The effectiveness of DL techniques in the area of resource allocation [17,18] is largely due to its optimization framework, which utilizes deep neural networks (DNNs) to learn direct mappings between inputs and outputs rather than directly solving complex mathematical optimization problems [21,22,23]. Traditional optimization methods often require solving complex mathematical problems, which can be computationally intensive and time-consuming. In contrast, DL-based approaches bypass this complexity by training neural networks to directly map system inputs to optimal resource allocation strategies. This not only reduces the computational burden but also allows for faster adaptation to dynamic changes in the communication environment. For example, recent studies have demonstrated that DL can effectively optimize power control and resource allocation in real-time, significantly improving system throughput and user satisfaction. By learning from historical data and continuously adapting to new scenarios, DL models can provide near-optimal solutions with minimal computational effort, making them highly attractive for practical deployment in next-generation wireless networks.

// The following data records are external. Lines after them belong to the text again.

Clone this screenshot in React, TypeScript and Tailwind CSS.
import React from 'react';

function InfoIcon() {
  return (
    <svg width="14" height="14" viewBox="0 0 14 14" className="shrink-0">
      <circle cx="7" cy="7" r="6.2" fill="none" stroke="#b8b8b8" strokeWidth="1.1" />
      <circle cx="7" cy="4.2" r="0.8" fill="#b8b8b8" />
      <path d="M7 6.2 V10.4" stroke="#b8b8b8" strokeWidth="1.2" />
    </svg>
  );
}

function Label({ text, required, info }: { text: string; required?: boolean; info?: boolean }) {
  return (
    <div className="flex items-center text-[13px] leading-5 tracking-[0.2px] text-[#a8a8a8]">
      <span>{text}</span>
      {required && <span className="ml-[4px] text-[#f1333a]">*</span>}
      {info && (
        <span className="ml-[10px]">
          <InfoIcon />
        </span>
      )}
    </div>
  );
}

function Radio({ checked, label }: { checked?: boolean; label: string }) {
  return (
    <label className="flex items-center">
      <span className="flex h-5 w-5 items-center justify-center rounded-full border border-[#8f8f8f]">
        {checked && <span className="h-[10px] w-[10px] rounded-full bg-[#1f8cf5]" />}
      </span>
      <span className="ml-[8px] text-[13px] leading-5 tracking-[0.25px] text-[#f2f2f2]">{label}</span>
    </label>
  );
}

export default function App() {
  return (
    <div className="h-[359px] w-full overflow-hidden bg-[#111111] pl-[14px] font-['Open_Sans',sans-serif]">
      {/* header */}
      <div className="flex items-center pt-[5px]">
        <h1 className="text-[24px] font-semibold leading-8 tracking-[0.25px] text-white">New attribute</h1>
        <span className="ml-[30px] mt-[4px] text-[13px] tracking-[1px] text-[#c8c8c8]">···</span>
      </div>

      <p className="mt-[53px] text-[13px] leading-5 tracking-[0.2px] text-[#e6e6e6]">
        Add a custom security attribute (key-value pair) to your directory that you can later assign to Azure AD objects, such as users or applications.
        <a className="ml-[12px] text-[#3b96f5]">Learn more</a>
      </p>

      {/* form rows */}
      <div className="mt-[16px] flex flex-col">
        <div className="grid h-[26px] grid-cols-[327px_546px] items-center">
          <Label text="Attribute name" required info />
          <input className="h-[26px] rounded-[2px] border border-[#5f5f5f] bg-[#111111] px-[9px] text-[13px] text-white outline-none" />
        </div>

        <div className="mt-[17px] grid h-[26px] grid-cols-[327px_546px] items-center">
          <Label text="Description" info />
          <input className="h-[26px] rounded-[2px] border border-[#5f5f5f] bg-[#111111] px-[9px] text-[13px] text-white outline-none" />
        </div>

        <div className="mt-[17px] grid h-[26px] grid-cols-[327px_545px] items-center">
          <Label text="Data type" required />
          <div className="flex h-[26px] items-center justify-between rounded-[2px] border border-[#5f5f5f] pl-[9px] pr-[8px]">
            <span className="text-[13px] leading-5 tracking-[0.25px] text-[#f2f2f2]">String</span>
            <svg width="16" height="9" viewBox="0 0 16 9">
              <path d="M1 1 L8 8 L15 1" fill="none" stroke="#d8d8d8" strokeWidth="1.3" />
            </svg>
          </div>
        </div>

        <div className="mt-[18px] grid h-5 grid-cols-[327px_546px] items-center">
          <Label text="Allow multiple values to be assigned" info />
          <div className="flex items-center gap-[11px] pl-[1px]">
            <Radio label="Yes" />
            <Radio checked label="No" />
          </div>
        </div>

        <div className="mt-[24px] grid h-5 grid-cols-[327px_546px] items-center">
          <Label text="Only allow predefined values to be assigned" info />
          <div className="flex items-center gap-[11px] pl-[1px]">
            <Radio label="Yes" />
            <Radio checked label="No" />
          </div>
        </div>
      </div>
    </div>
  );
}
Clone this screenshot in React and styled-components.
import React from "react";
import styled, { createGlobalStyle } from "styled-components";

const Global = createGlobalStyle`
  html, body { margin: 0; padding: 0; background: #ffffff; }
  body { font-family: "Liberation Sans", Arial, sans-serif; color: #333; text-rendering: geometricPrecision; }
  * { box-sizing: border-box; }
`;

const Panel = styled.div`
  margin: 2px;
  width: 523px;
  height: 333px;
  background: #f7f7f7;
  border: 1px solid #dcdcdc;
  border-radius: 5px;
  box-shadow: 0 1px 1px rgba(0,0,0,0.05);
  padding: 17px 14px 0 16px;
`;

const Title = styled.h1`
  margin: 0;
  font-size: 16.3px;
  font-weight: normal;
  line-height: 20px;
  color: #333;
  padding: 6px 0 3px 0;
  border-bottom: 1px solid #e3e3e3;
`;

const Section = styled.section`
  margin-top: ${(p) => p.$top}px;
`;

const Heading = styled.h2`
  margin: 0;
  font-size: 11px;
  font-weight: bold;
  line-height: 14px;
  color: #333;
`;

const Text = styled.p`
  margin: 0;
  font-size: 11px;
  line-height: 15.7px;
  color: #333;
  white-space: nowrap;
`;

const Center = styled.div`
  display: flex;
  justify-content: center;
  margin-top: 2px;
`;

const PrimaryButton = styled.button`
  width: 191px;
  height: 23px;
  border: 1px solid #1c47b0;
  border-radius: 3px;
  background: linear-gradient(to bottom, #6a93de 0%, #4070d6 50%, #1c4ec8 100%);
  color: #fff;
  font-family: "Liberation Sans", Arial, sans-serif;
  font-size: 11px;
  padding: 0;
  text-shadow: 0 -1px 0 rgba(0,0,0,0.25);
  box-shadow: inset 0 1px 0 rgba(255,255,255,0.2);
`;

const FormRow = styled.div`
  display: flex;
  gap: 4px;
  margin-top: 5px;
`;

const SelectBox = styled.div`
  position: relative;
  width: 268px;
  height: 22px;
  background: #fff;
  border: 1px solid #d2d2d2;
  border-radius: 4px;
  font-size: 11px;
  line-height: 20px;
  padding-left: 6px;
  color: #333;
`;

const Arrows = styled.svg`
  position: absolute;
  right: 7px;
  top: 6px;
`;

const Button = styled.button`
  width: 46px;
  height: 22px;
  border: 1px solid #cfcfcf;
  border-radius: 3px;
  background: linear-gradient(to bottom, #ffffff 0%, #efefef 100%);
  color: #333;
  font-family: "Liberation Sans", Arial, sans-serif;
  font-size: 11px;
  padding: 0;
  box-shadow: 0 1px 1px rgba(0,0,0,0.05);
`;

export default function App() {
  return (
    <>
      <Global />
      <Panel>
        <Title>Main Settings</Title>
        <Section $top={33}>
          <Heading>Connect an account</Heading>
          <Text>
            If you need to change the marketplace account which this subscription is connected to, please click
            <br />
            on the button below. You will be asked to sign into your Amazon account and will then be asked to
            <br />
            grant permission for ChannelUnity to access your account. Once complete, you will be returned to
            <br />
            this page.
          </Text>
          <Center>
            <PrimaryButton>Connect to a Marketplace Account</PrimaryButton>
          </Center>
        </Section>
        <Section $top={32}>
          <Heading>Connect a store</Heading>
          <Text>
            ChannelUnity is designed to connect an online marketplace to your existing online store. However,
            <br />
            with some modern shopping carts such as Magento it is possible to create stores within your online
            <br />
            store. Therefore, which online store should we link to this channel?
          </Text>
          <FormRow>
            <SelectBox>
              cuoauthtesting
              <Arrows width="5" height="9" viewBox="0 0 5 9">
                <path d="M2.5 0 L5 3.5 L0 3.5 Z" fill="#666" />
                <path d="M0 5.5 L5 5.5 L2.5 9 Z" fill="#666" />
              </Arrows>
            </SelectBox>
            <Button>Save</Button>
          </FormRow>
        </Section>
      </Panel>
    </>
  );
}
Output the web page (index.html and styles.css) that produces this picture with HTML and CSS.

In the field of wireless communications, beamforming is a key technology that can significantly improve the quality and efficiency of signal transmission. However, traditional direct prediction methods often require neural networks to deal with complex input/output mapping relationships when implementing beamforming, which not only increases the complexity of the model but also raises the difficulty of training. This high-complexity training process may lead to excessive training time and even become infeasible in resource-constrained environments. To address this challenge, the literature [24] proposes beamforming neural networks (BNNs) based on the optimal solution structure, which effectively reduces the complexity of prediction by predicting intermediate variables instead of directly predicting the final result. Reference [25] focuses on designing a dual-ascent-inspired transmit precoding approach for massive MIMO systems so as to provide a global optimum solution to the challenging non-convex quadratically constrained quadratic program (QCQP) problem with low complexity.

The core advantage of this method is that it utilizes the optimal solution structure in the beamforming problem to guide the learning process of the neural network. By constructing a structured model that captures the key features and constraints of the beamforming problem, the BNNs are able to learn the intrinsic laws of the problem more efficiently. This structured learning approach not only reduces the number of parameters that the network needs to learn and reduces the amount of computation but also improves the generalization ability of the model and the learning efficiency. In addition, since the model is designed based on the structure of the optimal solution, it provides a more flexible and interpretable solution, which is very useful for practical system design and optimization. Also, this model is easier to integrate with other system components as it provides a more standardized and modular interface. Thus, BNNs based on optimal solution structures provide an efficient, flexible, and interpretable new approach to beamforming problems in wireless communications.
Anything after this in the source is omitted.